Work to be completed.
Could you copy exactly the lines from the one containing "What React and" through the last line of the records below, leaving out any pictures?

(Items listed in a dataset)
-- begin --

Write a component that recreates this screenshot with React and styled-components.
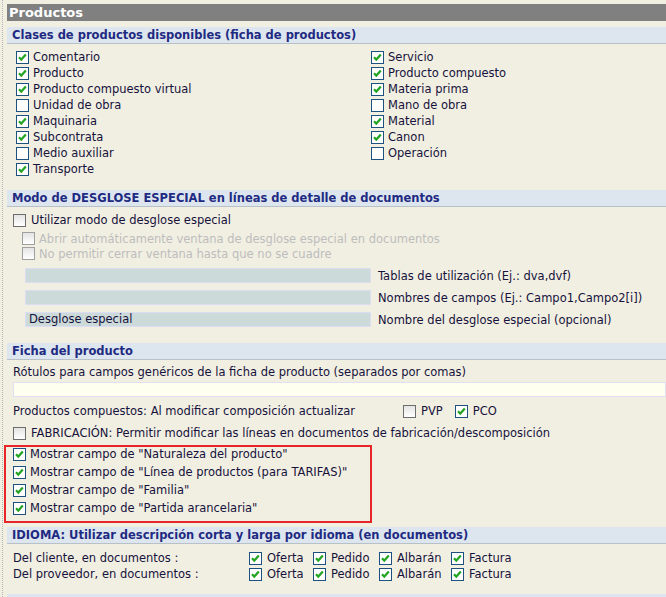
import React from 'react';
import styled, { createGlobalStyle } from 'styled-components';

const GlobalStyle = createGlobalStyle`
    html, body {
        margin: 0;
        padding: 0;
        background: #f1efe2;
    }
    body {
        font-family: 'DejaVu Sans', Verdana, sans-serif;
        font-size: 11.5px;
        color: #16123c;
    }
`;

const Page = styled.div`
    margin-left: 2px;
    border-left: 1px dotted #b4b4b4;
    padding-left: 4px;
    padding-top: 4px;
    min-height: 597px;
    box-sizing: border-box;
    overflow: hidden;
`;

const TitleBar = styled.div`
    height: 17px;
    line-height: 17px;
    background: #808080;
    color: #fff;
    font-weight: bold;
    font-size: 13px;
    padding-left: 2px;
    margin-bottom: 6px;
`;

const SectionHeader = styled.div`
    height: 16px;
    line-height: 16px;
    background: #dde6ee;
    border-bottom: 1px solid #b8c0c8;
    color: #1f2a82;
    font-weight: bold;
    padding-left: 5px;
    margin-top: ${(p) => p.$top || '0'};
    white-space: nowrap;
`;

const SectionBody = styled.div`
    padding: ${(p) => p.$pad || '5px 0 13px 0'};
`;

const ClassGrid = styled.div`
    display: grid;
    grid-template-columns: 355px 1fr;
    padding-left: 9px;
`;

const Row = styled.label`
    display: flex;
    align-items: center;
    gap: ${(p) => p.$gap || '4px'};
    height: ${(p) => p.$h || '16px'};
    padding-left: ${(p) => p.$indent || '0'};
    margin-top: ${(p) => p.$top || '0'};
    color: ${(p) => (p.$disabled ? '#bdbdbd' : 'inherit')};
    white-space: nowrap;
`;

const Box = styled.span`
    width: 13px;
    height: 13px;
    flex: none;
    box-sizing: border-box;
    display: inline-flex;
    align-items: center;
    justify-content: center;
    border: 1px solid ${(p) => (p.$tone === 'plain' ? '#6e6e6e' : p.$tone === 'off' ? '#a0a0a0' : '#1c5180')};
    background: ${(p) => (p.$tone === 'plain' || p.$tone === 'off' ? 'linear-gradient(#e4e4e4, #ffffff)' : '#fff')};
`;

const Check = ({ checked, tone }) => (
    <Box $tone={tone}>
        {checked && (
            <svg width="11" height="11" viewBox="0 0 11 11">
                <path d="M2 5.2 L4.3 7.6 L8.8 2.6" fill="none" stroke="#22a322" strokeWidth="2.2" />
            </svg>
        )}
    </Box>
);

const FieldRow = styled.div`
    display: flex;
    align-items: center;
    gap: 7px;
    padding-left: 18px;
    margin-top: 7px;
`;

const GrayInput = styled.div`
    width: 346px;
    height: 15px;
    line-height: 13px;
    box-sizing: border-box;
    background: #cddada;
    border: 1px solid #dcdcf2;
    padding-left: 3px;
`;

const YellowInput = styled.div`
    height: 15px;
    box-sizing: border-box;
    background: #fffff0;
    border: 1px solid #e0e0f2;
    margin-left: 6px;
    margin-top: 2px;
`;

const TextLine = styled.div`
    height: 16px;
    line-height: 16px;
    padding-left: 6px;
    white-space: nowrap;
`;

const CompRow = styled.div`
    display: flex;
    align-items: center;
    height: 16px;
    padding-left: 6px;
    margin-top: 6px;
    white-space: nowrap;
`;

const CompLabel = styled.span`
    width: 390px;
`;

const Options = styled.div`
    display: flex;
    gap: 12px;
`;

const Highlight = styled.div`
    margin-left: -3px;
    width: 368px;
    box-sizing: border-box;
    border: 2px solid #e8262a;
    padding: 0 0 6px 7px;
    margin-top: 4px;
    display: flex;
    flex-direction: column;
    gap: 4px;
`;

const LangGrid = styled.div`
    display: grid;
    grid-template-columns: 236px 64px 66px 72px auto;
    grid-auto-rows: 16px;
    align-items: center;
    padding-left: 6px;
`;

const classes = [
    ['Comentario', true, 'Servicio', true],
    ['Producto', true, 'Producto compuesto', true],
    ['Producto compuesto virtual', true, 'Materia prima', true],
    ['Unidad de obra', false, 'Mano de obra', false],
    ['Maquinaria', true, 'Material', true],
    ['Subcontrata', true, 'Canon', true],
    ['Medio auxiliar', false, 'Operación', false],
    ['Transporte', true, null, false],
];

const fields = [
    ['', 'Tablas de utilización (Ej.: dva,dvf)'],
    ['', 'Nombres de campos (Ej.: Campo1,Campo2[i])'],
    ['Desglose especial', 'Nombre del desglose especial (opcional)'],
];

const shown = [
    'Mostrar campo de "Naturaleza del producto"',
    'Mostrar campo de "Línea de productos (para TARIFAS)"',
    'Mostrar campo de "Familia"',
    'Mostrar campo de "Partida arancelaria"',
];

const docs = ['Oferta', 'Pedido', 'Albarán', 'Factura'];

const App = () => {
    return (
        <Page>
            <GlobalStyle />
            <TitleBar>Productos</TitleBar>

            <SectionHeader>Clases de productos disponibles (ficha de productos)</SectionHeader>
            <SectionBody>
                <ClassGrid>
                    {classes.map(([a, ca, b, cb]) => (
                        <React.Fragment key={a}>
                            <Row>
                                <Check checked={ca} />
                                {a}
                            </Row>
                            {b ? (
                                <Row>
                                    <Check checked={cb} />
                                    {b}
                                </Row>
                            ) : (
                                <span />
                            )}
                        </React.Fragment>
                    ))}
                </ClassGrid>
            </SectionBody>

            <SectionHeader>Modo de DESGLOSE ESPECIAL en líneas de detalle de documentos</SectionHeader>
            <SectionBody $pad="5px 0 16px 0">
                <Row $indent="6px" $gap="5px">
                    <Check tone="plain" />
                    Utilizar modo de desglose especial
                </Row>
                <Row $indent="15px" $h="15px" $top="3px" $disabled>
                    <Check tone="off" />
                    Abrir automáticamente ventana de desglose especial en documentos
                </Row>
                <Row $indent="15px" $h="15px" $disabled>
                    <Check tone="off" />
                    No permitir cerrar ventana hasta que no se cuadre
                </Row>
                {fields.map(([value, label]) => (
                    <FieldRow key={label}>
                        <GrayInput>{value}</GrayInput>
                        {label}
                    </FieldRow>
                ))}
            </SectionBody>

            <SectionHeader>Ficha del producto</SectionHeader>
            <SectionBody $pad="4px 0 0 0">
                <TextLine>Rótulos para campos genéricos de la ficha de producto (separados por comas)</TextLine>
                <YellowInput />
                <CompRow>
                    <CompLabel>Productos compuestos: Al modificar composición actualizar</CompLabel>
                    <Options>
                        <Row $gap="5px">
                            <Check tone="plain" />
                            PVP
                        </Row>
                        <Row $gap="5px">
                            <Check checked />
                            PCO
                        </Row>
                    </Options>
                </CompRow>
                <Row $indent="6px" $gap="5px" $top="6px">
                    <Check tone="plain" />
                    FABRICACIÓN: Permitir modificar las líneas en documentos de fabricación/descomposición
                </Row>
                <Highlight>
                    {shown.map((t) => (
                        <Row key={t} $h="14px">
                            <Check checked />
                            {t}
                        </Row>
                    ))}
                </Highlight>
            </SectionBody>

            <SectionHeader $top="4px">
                IDIOMA: Utilizar descripción corta y larga por idioma (en documentos)
            </SectionHeader>
            <SectionBody $pad="6px 0 12px 0">
                <LangGrid>
                    {['Del cliente, en documentos :', 'Del proveedor, en documentos :'].map((who) => (
                        <React.Fragment key={who}>
                            <span>{who}</span>
                            {docs.map((d) => (
                                <Row key={d} $gap="5px">
                                    <Check checked />
                                    {d}
                                </Row>
                            ))}
                        </React.Fragment>
                    ))}
                </LangGrid>
            </SectionBody>
            <SectionHeader />
        </Page>
    );
};

export default App;
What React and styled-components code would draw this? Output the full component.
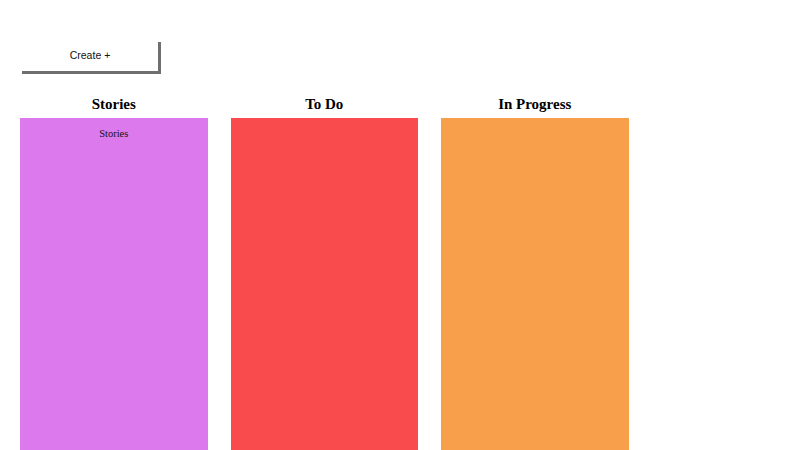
import React from 'react'
import styled, { createGlobalStyle } from 'styled-components'

const GlobalStyle = createGlobalStyle`
body{
  margin:0;
  background:#ffffff;
  font-family: 'Liberation Serif', 'Times New Roman', serif;
  overflow:hidden;
}
`

const Page = styled.div`
width:800px;
height:450px;
overflow:hidden;
padding:42px 0 0 20px;
box-sizing:border-box;
`

const CreateButton = styled.button`
display:block;
margin-left:2px;
width:139px;
height:32px;
padding:0 0 4px 0;
background:#ffffff;
border:none;
border-right:3px solid #6f6f6f;
border-bottom:3px solid #6f6f6f;
font-family: 'Liberation Sans', Arial, sans-serif;
font-size:10.5px;
color:#111;
cursor:pointer;
`

const Board = styled.div`
display:flex;
gap:23px;
margin-top:18px;
`

const Column = styled.div`
display:flex;
flex-direction:column;
width:187.5px;
`

const Title = styled.h3`
margin:0 0 2px 0;
height:24px;
line-height:24px;
text-align:center;
font-size:15px;
font-weight:bold;
color:#000;
`

const Lane = styled.div`
height:340px;
background:${props => props.color};
padding-top:10px;
box-sizing:border-box;
text-align:center;
font-size:10.5px;
color:#111;
`

const columns = [
  { title: 'Stories', color: '#dc79ec', label: 'Stories' },
  { title: 'To Do', color: '#f94a4d' },
  { title: 'In Progress', color: '#f89f4b' },
]

const App = () => {
  return (
    <>
      <GlobalStyle />
      <Page>
        <CreateButton>Create +</CreateButton>
        <Board>
          {columns.map(col => (
            <Column key={col.title}>
              <Title>{col.title}</Title>
              <Lane color={col.color}>{col.label}</Lane>
            </Column>
          ))}
        </Board>
      </Page>
    </>
  )
}

export default App
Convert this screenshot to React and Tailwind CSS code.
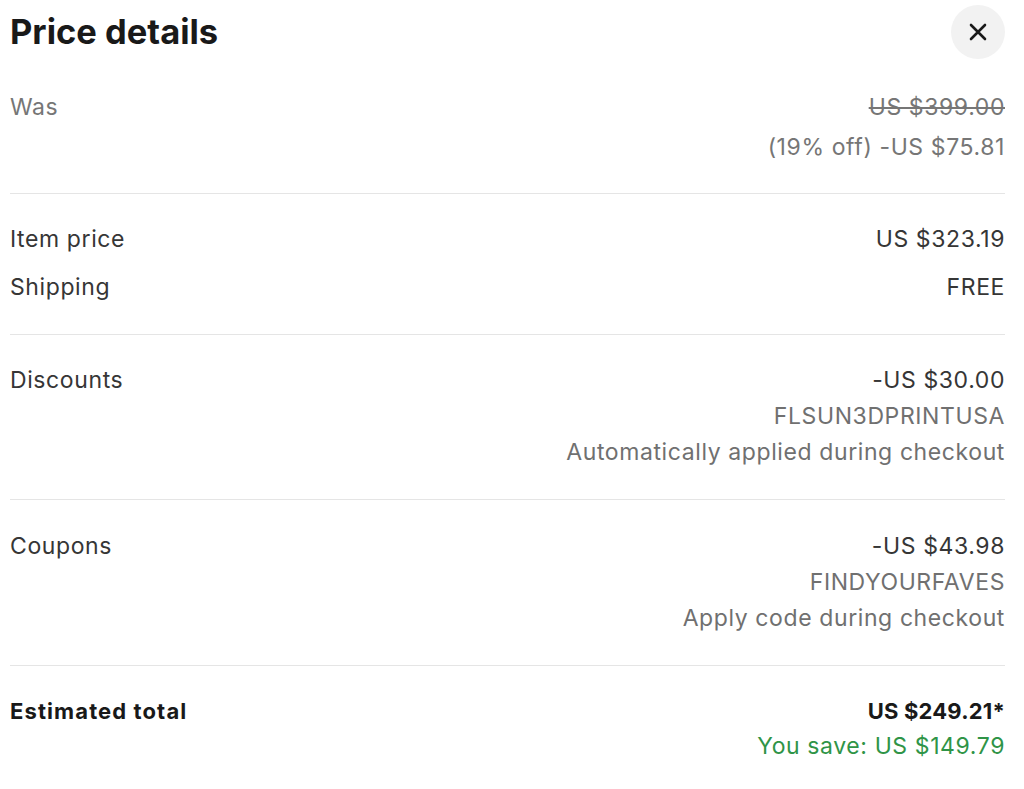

-- end --

The completed task.
What React and styled-components code would draw this? Output the full component.
import React from 'react'
import styled, { createGlobalStyle } from 'styled-components'

const GlobalStyle = createGlobalStyle`
body{
  margin:0;
  background:#ffffff;
  font-family: 'Liberation Serif', 'Times New Roman', serif;
  overflow:hidden;
}
`

const Page = styled.div`
width:800px;
height:450px;
overflow:hidden;
padding:42px 0 0 20px;
box-sizing:border-box;
`

const CreateButton = styled.button`
display:block;
margin-left:2px;
width:139px;
height:32px;
padding:0 0 4px 0;
background:#ffffff;
border:none;
border-right:3px solid #6f6f6f;
border-bottom:3px solid #6f6f6f;
font-family: 'Liberation Sans', Arial, sans-serif;
font-size:10.5px;
color:#111;
cursor:pointer;
`

const Board = styled.div`
display:flex;
gap:23px;
margin-top:18px;
`

const Column = styled.div`
display:flex;
flex-direction:column;
width:187.5px;
`

const Title = styled.h3`
margin:0 0 2px 0;
height:24px;
line-height:24px;
text-align:center;
font-size:15px;
font-weight:bold;
color:#000;
`

const Lane = styled.div`
height:340px;
background:${props => props.color};
padding-top:10px;
box-sizing:border-box;
text-align:center;
font-size:10.5px;
color:#111;
`

const columns = [
  { title: 'Stories', color: '#dc79ec', label: 'Stories' },
  { title: 'To Do', color: '#f94a4d' },
  { title: 'In Progress', color: '#f89f4b' },
]

const App = () => {
  return (
    <>
      <GlobalStyle />
      <Page>
        <CreateButton>Create +</CreateButton>
        <Board>
          {columns.map(col => (
            <Column key={col.title}>
              <Title>{col.title}</Title>
              <Lane color={col.color}>{col.label}</Lane>
            </Column>
          ))}
        </Board>
      </Page>
    </>
  )
}

export default App
Convert this screenshot to React and Tailwind CSS code.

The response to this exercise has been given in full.